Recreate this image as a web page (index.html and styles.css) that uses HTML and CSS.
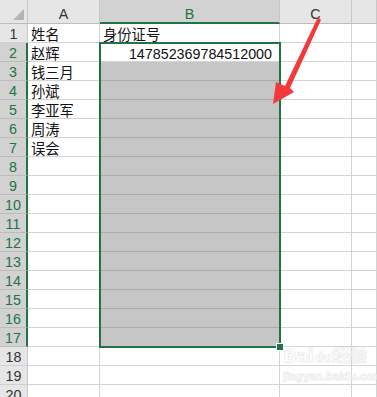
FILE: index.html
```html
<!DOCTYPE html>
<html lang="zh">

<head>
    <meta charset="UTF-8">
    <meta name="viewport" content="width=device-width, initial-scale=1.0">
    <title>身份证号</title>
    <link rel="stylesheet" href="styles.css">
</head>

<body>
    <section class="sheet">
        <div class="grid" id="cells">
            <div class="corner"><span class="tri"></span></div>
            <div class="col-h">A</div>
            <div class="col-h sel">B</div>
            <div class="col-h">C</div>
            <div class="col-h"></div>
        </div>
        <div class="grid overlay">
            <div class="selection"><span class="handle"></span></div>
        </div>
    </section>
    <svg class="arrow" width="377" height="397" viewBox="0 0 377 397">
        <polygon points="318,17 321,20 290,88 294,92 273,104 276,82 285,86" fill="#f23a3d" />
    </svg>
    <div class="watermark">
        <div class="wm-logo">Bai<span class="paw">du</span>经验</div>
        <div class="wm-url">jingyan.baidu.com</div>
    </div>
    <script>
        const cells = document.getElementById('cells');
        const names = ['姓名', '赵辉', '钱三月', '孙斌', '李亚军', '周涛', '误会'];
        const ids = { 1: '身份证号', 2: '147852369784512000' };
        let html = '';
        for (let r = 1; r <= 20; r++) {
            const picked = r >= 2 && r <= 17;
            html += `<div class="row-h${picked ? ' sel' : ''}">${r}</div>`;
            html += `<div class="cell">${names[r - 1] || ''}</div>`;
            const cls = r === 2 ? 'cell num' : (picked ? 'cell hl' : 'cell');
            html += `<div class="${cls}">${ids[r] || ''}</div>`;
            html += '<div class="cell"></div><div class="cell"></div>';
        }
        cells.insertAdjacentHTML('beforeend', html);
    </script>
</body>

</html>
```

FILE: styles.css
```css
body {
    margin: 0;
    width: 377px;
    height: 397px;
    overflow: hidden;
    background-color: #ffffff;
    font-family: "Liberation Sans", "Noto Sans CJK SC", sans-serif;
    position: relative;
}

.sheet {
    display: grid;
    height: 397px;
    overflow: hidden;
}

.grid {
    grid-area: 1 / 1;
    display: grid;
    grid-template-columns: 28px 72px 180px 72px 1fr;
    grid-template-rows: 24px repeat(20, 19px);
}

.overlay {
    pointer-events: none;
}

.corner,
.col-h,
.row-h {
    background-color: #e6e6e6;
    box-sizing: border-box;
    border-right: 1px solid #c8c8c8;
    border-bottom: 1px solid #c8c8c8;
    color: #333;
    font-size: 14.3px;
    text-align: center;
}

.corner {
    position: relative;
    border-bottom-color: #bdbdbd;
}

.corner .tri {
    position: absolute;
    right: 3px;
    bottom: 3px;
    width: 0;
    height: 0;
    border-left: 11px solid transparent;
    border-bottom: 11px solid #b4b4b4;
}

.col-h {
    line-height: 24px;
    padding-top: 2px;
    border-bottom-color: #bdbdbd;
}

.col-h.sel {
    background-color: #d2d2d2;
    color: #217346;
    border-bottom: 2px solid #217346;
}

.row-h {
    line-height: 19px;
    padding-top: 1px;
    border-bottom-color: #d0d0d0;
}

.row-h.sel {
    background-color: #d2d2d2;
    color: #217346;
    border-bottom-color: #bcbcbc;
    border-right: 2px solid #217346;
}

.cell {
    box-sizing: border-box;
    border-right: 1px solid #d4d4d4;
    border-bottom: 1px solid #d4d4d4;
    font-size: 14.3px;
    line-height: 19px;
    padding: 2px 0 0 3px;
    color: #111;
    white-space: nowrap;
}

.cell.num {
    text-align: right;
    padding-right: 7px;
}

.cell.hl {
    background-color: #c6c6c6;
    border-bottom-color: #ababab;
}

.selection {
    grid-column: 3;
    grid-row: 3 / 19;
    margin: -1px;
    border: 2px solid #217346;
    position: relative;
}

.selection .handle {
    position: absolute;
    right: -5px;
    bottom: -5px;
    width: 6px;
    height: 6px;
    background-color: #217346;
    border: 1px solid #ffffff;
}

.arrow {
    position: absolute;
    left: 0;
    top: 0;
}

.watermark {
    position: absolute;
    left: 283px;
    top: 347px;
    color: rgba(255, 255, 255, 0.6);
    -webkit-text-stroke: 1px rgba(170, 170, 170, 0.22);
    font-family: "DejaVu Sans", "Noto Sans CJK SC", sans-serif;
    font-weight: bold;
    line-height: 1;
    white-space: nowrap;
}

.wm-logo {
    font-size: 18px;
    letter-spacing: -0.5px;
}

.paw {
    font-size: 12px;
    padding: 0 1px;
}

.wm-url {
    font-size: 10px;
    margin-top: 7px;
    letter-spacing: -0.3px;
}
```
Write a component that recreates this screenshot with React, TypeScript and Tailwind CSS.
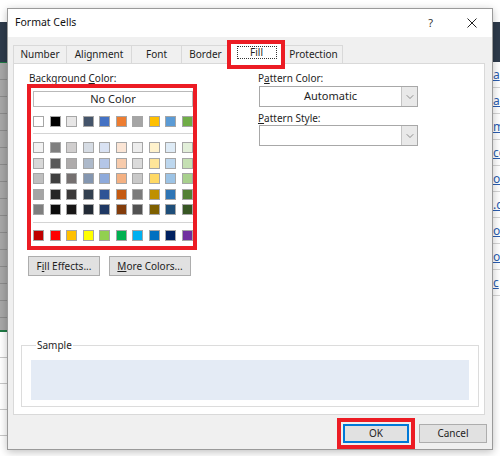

● ● ● ●

- _Brief_
Print the records word for word and exclude any picture they hold.

- _Output for this task_
Recreate this image as a web page (index.html and styles.css) that uses HTML and CSS.
FILE: index.html
```html
<!DOCTYPE html>
<html lang="zh">

<head>
    <meta charset="UTF-8">
    <meta name="viewport" content="width=device-width, initial-scale=1.0">
    <title>身份证号</title>
    <link rel="stylesheet" href="styles.css">
</head>

<body>
    <section class="sheet">
        <div class="grid" id="cells">
            <div class="corner"><span class="tri"></span></div>
            <div class="col-h">A</div>
            <div class="col-h sel">B</div>
            <div class="col-h">C</div>
            <div class="col-h"></div>
        </div>
        <div class="grid overlay">
            <div class="selection"><span class="handle"></span></div>
        </div>
    </section>
    <svg class="arrow" width="377" height="397" viewBox="0 0 377 397">
        <polygon points="318,17 321,20 290,88 294,92 273,104 276,82 285,86" fill="#f23a3d" />
    </svg>
    <div class="watermark">
        <div class="wm-logo">Bai<span class="paw">du</span>经验</div>
        <div class="wm-url">jingyan.baidu.com</div>
    </div>
    <script>
        const cells = document.getElementById('cells');
        const names = ['姓名', '赵辉', '钱三月', '孙斌', '李亚军', '周涛', '误会'];
        const ids = { 1: '身份证号', 2: '147852369784512000' };
        let html = '';
        for (let r = 1; r <= 20; r++) {
            const picked = r >= 2 && r <= 17;
            html += `<div class="row-h${picked ? ' sel' : ''}">${r}</div>`;
            html += `<div class="cell">${names[r - 1] || ''}</div>`;
            const cls = r === 2 ? 'cell num' : (picked ? 'cell hl' : 'cell');
            html += `<div class="${cls}">${ids[r] || ''}</div>`;
            html += '<div class="cell"></div><div class="cell"></div>';
        }
        cells.insertAdjacentHTML('beforeend', html);
    </script>
</body>

</html>
```

FILE: styles.css
```css
body {
    margin: 0;
    width: 377px;
    height: 397px;
    overflow: hidden;
    background-color: #ffffff;
    font-family: "Liberation Sans", "Noto Sans CJK SC", sans-serif;
    position: relative;
}

.sheet {
    display: grid;
    height: 397px;
    overflow: hidden;
}

.grid {
    grid-area: 1 / 1;
    display: grid;
    grid-template-columns: 28px 72px 180px 72px 1fr;
    grid-template-rows: 24px repeat(20, 19px);
}

.overlay {
    pointer-events: none;
}

.corner,
.col-h,
.row-h {
    background-color: #e6e6e6;
    box-sizing: border-box;
    border-right: 1px solid #c8c8c8;
    border-bottom: 1px solid #c8c8c8;
    color: #333;
    font-size: 14.3px;
    text-align: center;
}

.corner {
    position: relative;
    border-bottom-color: #bdbdbd;
}

.corner .tri {
    position: absolute;
    right: 3px;
    bottom: 3px;
    width: 0;
    height: 0;
    border-left: 11px solid transparent;
    border-bottom: 11px solid #b4b4b4;
}

.col-h {
    line-height: 24px;
    padding-top: 2px;
    border-bottom-color: #bdbdbd;
}

.col-h.sel {
    background-color: #d2d2d2;
    color: #217346;
    border-bottom: 2px solid #217346;
}

.row-h {
    line-height: 19px;
    padding-top: 1px;
    border-bottom-color: #d0d0d0;
}

.row-h.sel {
    background-color: #d2d2d2;
    color: #217346;
    border-bottom-color: #bcbcbc;
    border-right: 2px solid #217346;
}

.cell {
    box-sizing: border-box;
    border-right: 1px solid #d4d4d4;
    border-bottom: 1px solid #d4d4d4;
    font-size: 14.3px;
    line-height: 19px;
    padding: 2px 0 0 3px;
    color: #111;
    white-space: nowrap;
}

.cell.num {
    text-align: right;
    padding-right: 7px;
}

.cell.hl {
    background-color: #c6c6c6;
    border-bottom-color: #ababab;
}

.selection {
    grid-column: 3;
    grid-row: 3 / 19;
    margin: -1px;
    border: 2px solid #217346;
    position: relative;
}

.selection .handle {
    position: absolute;
    right: -5px;
    bottom: -5px;
    width: 6px;
    height: 6px;
    background-color: #217346;
    border: 1px solid #ffffff;
}

.arrow {
    position: absolute;
    left: 0;
    top: 0;
}

.watermark {
    position: absolute;
    left: 283px;
    top: 347px;
    color: rgba(255, 255, 255, 0.6);
    -webkit-text-stroke: 1px rgba(170, 170, 170, 0.22);
    font-family: "DejaVu Sans", "Noto Sans CJK SC", sans-serif;
    font-weight: bold;
    line-height: 1;
    white-space: nowrap;
}

.wm-logo {
    font-size: 18px;
    letter-spacing: -0.5px;
}

.paw {
    font-size: 12px;
    padding: 0 1px;
}

.wm-url {
    font-size: 10px;
    margin-top: 7px;
    letter-spacing: -0.3px;
}
```
Write a component that recreates this screenshot with React, TypeScript and Tailwind CSS.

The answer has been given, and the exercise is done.